Our nurses are supposed to ask about infant, toddler and elderly drug and alcohol abuse.  Really, does it seem likely that little Tiffany is knocking back a fifth of Tequila every day?  Does Ricky, age 3, look like he’s got the crack monkey on his back?

And as for abuse, let’s be practical.  A smiling college student with an ankle sprain probably isn’t in the ED because she’s being abused, any more than a young man from a motorcycle accident.  Focus, focus, focus people!

However, if we’re going  down that path and (apparently) can’t turn back, I have some suggestions for additional screening.  I mean, maybe I can become one of those progressive, enlightened and benighted few who direct policy in meaningful ways.

Let’s consider adding the following fields to the computer, and finding a way to bill for ‘screening time’:

Sun exposure screening (Why don’t you talk to Illsa, our department model and tan expert.)

Relationship contentment (Unhappy marriages can lead to depression.)

Pet immunization  (Rabies is a drag, especially if you catch it from fluffy.)

Dangerous implements in the home  (Do you have firearms, archery equipment, fishing hooks, sharp knives, heavy sticks, hot stoves, electrical appliances, power-tools, nails, tacks, cap guns, cans of food or anything else which might accidentally or intentionally cause harm to you or someone in your home and that should be removed?)

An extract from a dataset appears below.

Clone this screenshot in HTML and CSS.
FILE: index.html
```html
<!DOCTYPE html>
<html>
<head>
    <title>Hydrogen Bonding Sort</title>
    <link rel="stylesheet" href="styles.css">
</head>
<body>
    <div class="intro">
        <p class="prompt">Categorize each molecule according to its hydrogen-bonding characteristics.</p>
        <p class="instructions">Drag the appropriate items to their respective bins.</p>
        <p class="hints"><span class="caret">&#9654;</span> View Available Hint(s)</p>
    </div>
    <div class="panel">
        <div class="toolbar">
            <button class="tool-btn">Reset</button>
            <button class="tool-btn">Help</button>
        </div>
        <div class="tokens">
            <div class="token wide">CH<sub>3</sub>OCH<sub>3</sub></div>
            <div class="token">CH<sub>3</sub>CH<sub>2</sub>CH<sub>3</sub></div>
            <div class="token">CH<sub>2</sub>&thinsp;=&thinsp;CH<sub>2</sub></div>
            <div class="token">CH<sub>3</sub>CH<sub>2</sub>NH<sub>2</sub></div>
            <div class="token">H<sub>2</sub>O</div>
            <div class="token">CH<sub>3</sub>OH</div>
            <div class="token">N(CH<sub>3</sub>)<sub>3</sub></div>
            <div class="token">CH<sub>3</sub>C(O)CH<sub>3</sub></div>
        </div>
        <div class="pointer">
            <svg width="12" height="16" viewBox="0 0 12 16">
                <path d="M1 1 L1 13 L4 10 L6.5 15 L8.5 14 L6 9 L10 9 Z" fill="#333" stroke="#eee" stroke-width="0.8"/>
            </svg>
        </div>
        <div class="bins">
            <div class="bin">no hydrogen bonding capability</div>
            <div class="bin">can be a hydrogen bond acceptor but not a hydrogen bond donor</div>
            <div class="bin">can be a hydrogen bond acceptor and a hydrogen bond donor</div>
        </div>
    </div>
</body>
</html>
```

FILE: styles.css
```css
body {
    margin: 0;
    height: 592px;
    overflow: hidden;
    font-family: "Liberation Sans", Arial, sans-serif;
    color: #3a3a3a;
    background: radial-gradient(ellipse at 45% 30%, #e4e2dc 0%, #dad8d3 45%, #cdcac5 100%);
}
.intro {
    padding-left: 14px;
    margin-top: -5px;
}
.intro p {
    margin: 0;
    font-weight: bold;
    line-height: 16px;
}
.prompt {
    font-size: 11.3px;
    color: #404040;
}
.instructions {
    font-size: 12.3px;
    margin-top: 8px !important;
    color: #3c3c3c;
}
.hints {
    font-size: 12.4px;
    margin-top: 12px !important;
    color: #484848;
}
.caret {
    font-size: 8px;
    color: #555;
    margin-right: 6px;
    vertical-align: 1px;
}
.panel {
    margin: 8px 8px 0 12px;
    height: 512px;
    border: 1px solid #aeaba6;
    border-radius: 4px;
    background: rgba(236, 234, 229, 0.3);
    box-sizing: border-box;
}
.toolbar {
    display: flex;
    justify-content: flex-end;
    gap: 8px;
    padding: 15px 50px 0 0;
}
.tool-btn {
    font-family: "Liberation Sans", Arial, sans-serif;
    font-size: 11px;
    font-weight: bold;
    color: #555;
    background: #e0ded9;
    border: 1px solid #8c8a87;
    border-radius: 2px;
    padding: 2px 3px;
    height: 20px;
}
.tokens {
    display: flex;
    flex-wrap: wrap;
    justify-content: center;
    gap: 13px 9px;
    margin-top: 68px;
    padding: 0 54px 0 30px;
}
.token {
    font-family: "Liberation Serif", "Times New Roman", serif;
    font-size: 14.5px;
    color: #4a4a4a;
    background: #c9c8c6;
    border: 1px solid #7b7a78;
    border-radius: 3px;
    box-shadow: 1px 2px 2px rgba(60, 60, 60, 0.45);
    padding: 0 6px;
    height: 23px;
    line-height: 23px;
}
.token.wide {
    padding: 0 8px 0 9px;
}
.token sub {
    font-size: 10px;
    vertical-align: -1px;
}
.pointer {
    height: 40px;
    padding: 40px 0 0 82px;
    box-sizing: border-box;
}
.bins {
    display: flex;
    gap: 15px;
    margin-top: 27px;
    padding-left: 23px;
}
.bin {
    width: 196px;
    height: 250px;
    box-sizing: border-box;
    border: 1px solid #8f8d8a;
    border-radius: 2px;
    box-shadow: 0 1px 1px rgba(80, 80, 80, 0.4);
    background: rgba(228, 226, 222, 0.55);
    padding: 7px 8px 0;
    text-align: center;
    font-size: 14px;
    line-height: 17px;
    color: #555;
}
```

Job satisfaction  (Could head off violent workplace rampages.)

Environmental responsibility  (Do you recycle, drive a fuel hybrid, use cloth diapers or remember to turn your computer off when you aren’t using it?)

Political tendency  (Are you leaning the boat right or left?)

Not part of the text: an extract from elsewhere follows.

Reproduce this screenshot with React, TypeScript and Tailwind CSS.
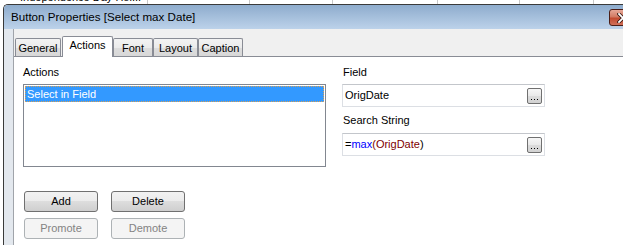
import React from 'react'

const BTN =
  'flex items-center justify-center rounded-[3px] border h-[21px] w-[74px] text-[11px] leading-[13px]'
const BTN_ON =
  'border-[#707070] text-black bg-[linear-gradient(#f2f2f2,#ebebeb_50%,#dddddd_50%,#cfcfcf)]'
const BTN_OFF = 'border-[#adb2b5] text-[#838383] bg-[#f4f4f4]'

function TopStrip() {
  const cells = [148, 102, 83, 105, 82, 74]
  return (
    <div className="flex h-[4px] shrink-0 overflow-hidden bg-white">
      {cells.map((w, i) => (
        <div key={i} className="h-full shrink-0 border-r border-[#c8c8c8]" style={{ width: w }}>
          {i === 0 && (
            <div className="mt-[-9px] pl-[20px] whitespace-nowrap text-[11px] leading-[13px] text-black">
              Independence Day Hol...
            </div>
          )}
        </div>
      ))}
      <div className="flex-1" />
    </div>
  )
}

function CloseButton() {
  return (
    <div className="absolute left-[605px] top-[4px] flex h-[17px] w-[27px] items-center justify-center rounded-[3px] border border-[#4b1e17] bg-[linear-gradient(#e6a797,#d27a63_45%,#c24a30_55%,#d0705a)]">
      <svg width="12" height="10" viewBox="0 0 12 10">
        <path d="M2 1 L10 9 M10 1 L2 9" stroke="#3b1a14" strokeWidth="3.4" strokeLinecap="square" />
        <path d="M2 1 L10 9 M10 1 L2 9" stroke="#ffffff" strokeWidth="1.8" strokeLinecap="square" />
      </svg>
    </div>
  )
}

function Tab({ label, w, active }: { label: string; w: number; active?: boolean }) {
  if (active) {
    return (
      <div
        className="relative z-10 -mb-px ml-px flex h-[21px] shrink-0 justify-center rounded-t-[2px] border border-b-0 border-[#898c95] bg-white pt-[2px]"
        style={{ width: w }}
      >
        {label}
      </div>
    )
  }
  return (
    <div
      className="flex h-[18px] shrink-0 justify-center rounded-t-[2px] border border-b-0 border-[#898c95] bg-[linear-gradient(#f3f3f3,#ebebeb_50%,#dddddd_50%,#d8d8d8)] pt-[3px]"
      style={{ width: w }}
    >
      {label}
    </div>
  )
}

function Browse() {
  return (
    <div className="flex h-[16px] w-[15px] items-end justify-center gap-[2px] rounded-[2px] border border-[#707070] bg-[linear-gradient(#f6f6f6,#e9e9e9_50%,#dcdcdc_50%,#d2d2d2)] pb-[3px]">
      <span className="h-px w-px bg-black" />
      <span className="h-px w-px bg-black" />
      <span className="h-px w-px bg-black" />
    </div>
  )
}

function TextBox({ children }: { children: React.ReactNode }) {
  return (
    <div className="flex h-[23px] items-center justify-between border border-[#dcdfe4] border-t-[#c3c6cb] bg-white pl-[2px] pr-[2px]">
      <span className="whitespace-nowrap text-[11px]">{children}</span>
      <Browse />
    </div>
  )
}

export default function App() {
  return (
    <div className="flex h-[245px] w-[623px] flex-col overflow-hidden bg-white font-['Liberation_Sans',Arial,sans-serif] text-[11px] leading-[13px] text-black">
      <TopStrip />
      <div className="flex min-h-0 flex-1 pl-[3px]">
        <div className="flex w-[700px] shrink-0 flex-col overflow-hidden rounded-tl-[5px] border-l border-t border-[#3a3a3a]">
          {/* title bar */}
          <div className="relative flex h-[24px] shrink-0 items-center bg-[linear-gradient(#8eaccd,#bcd2ea)] pl-[7px]">
            <span className="text-[11.6px] leading-[14px] text-black">Button Properties [Select max Date]</span>
            <CloseButton />
          </div>
          <div className="flex flex-1">
            <div className="w-[9px] shrink-0 bg-[#e3e8ee]" />
            <div className="flex flex-1 flex-col border-l border-[#a0a4aa] bg-[#f0f0f0] pt-[5px]">
              {/* tabs */}
              <div className="flex h-[22px] shrink-0 items-end pl-px">
                <Tab label="General" w={46} />
                <Tab label="Actions" w={51} active />
                <Tab label="Font" w={40} />
                <Tab label="Layout" w={45} />
                <Tab label="Caption" w={45} />
              </div>
              {/* page */}
              <div className="flex flex-1 gap-[16px] border-t border-[#898c95] bg-white pl-[9px] pt-[9px]">
                <div className="flex w-[303px] flex-col">
                  <div>Actions</div>
                  <div className="mt-[5px] h-[83px] border border-[#828790] bg-white p-px">
                    <div className="flex h-[16px] items-center border border-dotted border-[#d8a055] bg-[#3399ff] pl-px text-white">
                      Select in Field
                    </div>
                  </div>
                  <div className="mt-[24px] flex flex-col gap-[6px] pl-px">
                    <div className="flex gap-[13px]">
                      <div className={`${BTN} ${BTN_ON}`}>Add</div>
                      <div className={`${BTN} ${BTN_ON}`}>Delete</div>
                    </div>
                    <div className="flex gap-[13px]">
                      <div className={`${BTN} ${BTN_OFF}`}>Promote</div>
                      <div className={`${BTN} ${BTN_OFF}`}>Demote</div>
                    </div>
                  </div>
                </div>
                <div className="flex w-[203px] flex-col">
                  <div className="pl-px">Field</div>
                  <div className="mt-[5px]">
                    <TextBox>OrigDate</TextBox>
                  </div>
                  <div className="mt-[7px] pl-px">Search String</div>
                  <div className="mt-[6px]">
                    <TextBox>
                      =<span className="text-[#0000ff]">max</span>
                      <span className="text-[#800000]">(OrigDate</span>)
                    </TextBox>
                  </div>
                </div>
              </div>
            </div>
          </div>
        </div>
      </div>
    </div>
  )
}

Sexual  satisfaction  (Are you buying bootleg Viagra?)

Medical finances  (Have you paid a medical bill in the last year?)

Fashion  (Are you aware that you shouldn’t wear thongs or Lycra?  Ever?  See ‘nutritional screening field’.)

Disability potential  (Do you want a vague, unverifiable disease in order to avoid future gainful employment?  Call Jim-Bob, our disability access consultant to arrange a meeting.  Let the phone ring.   He’s taking lots of Lortab.)

Pain  (Would you like to enter our raffle for a lifetime supply of oxycodone, including recliner, plasma TV and satellite subscription?)

Cultural literacy  (Which of the following items is the thing known as ‘a book’?  What is your favorite reality show?  If your house were on fire, would you take the kids pictures or your collection of professional wrestling videos?)

Just imagine the research database we could generate.  And the lives we could make just a little better.  I’m all for it.  So maybe I shouldn’t fight the screens.  Maybe it’s time to jump in the water myself, however deep and icy it may be.

Could we just become the ‘screening department’, and forget about those icky emergencies altogether?  I think I’ve had an epiphany.  I’ll be a ‘screenologist’.  Thank God for those new computers.  They may have saved me from the practice of medicine.